American Manganese Inc (OTCMKTS:AMYZF) (CVE:AMY) updated Thursday on its patent applications for its flagship technology, saying it had filed for recycling patents in seven countries.
It brings the group's "patent portfolio now to five patents in four countries and seven filed for in seven countries", the group said in a statement.
READ: American Manganese introduces RecycLiCo, a breakthrough technology for recycling lithium-ion batteries
The company said that the seven selected for national phase applications are as follows: China, Japan, South Korea, Europe, Australia, India and Canada.
British Columbia-based American Manganese has a patent-approved process for recovering metals from lithium-ion batteries such as cobalt, lithium, nickel, manganese, and aluminum.

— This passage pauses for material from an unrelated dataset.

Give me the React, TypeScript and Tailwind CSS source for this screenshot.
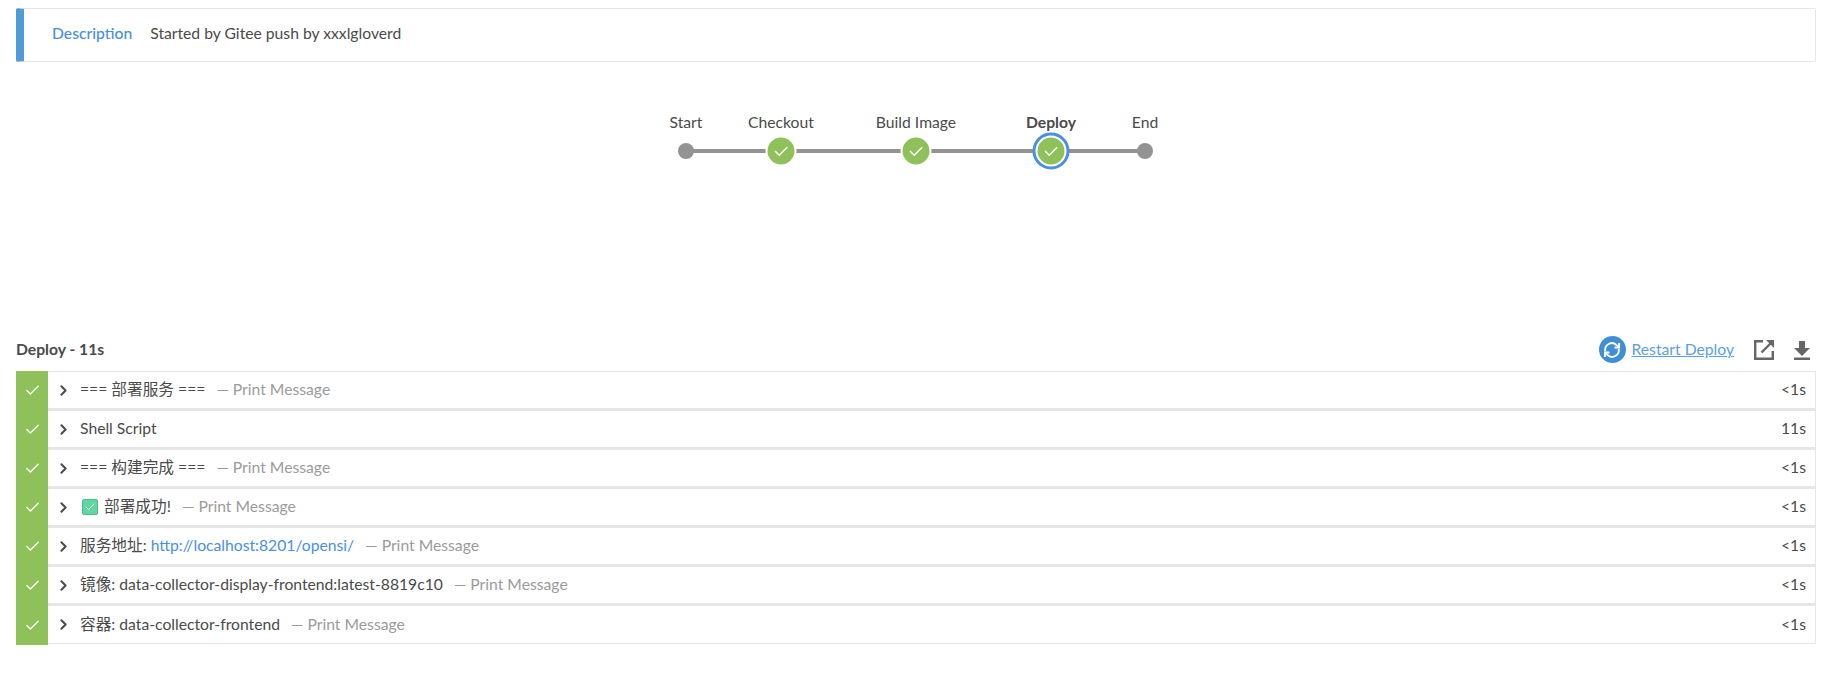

The new patent comes at a time of surging demand for lithium-ion batteries as part of the trend towards ‘the electrification of everything'.
"The rationale for choosing these seven countries stems from the careful review of jurisdictions that will dominate the world battery materials market, in addition to interest we have received from each regarding AMY's patented RecycLiCoTM process," said Larry Reaugh, the president and CEO of American Manganese.
AMY holds patented technology in four countries for its low-grade manganese mining process and a US patent for the flagship RecycLiCoTM recycling process.
A third technology for handing commercially collected and processed end of life lithium ion battery materials is patent pending.
AMY told investors it plans to file a further PCT patent application in the next few weeks on technology that will enhance large scale industrial operation based on recent developments in Stages 3, 4, and 5 of the pilot testing which is underway.
These stages of the pilot plant include the purification and recovery of battery grade ready lithium carbonate and base metal oxides, as well as recycling of reagents and water.
The firm also in the release quoted from a recent Bloomberg article, which read: "Booming demand for electric vehicles and insufficient investment in mines could result in a global shortage of minerals needed to manufacture rechargeable batteries in a few years' time."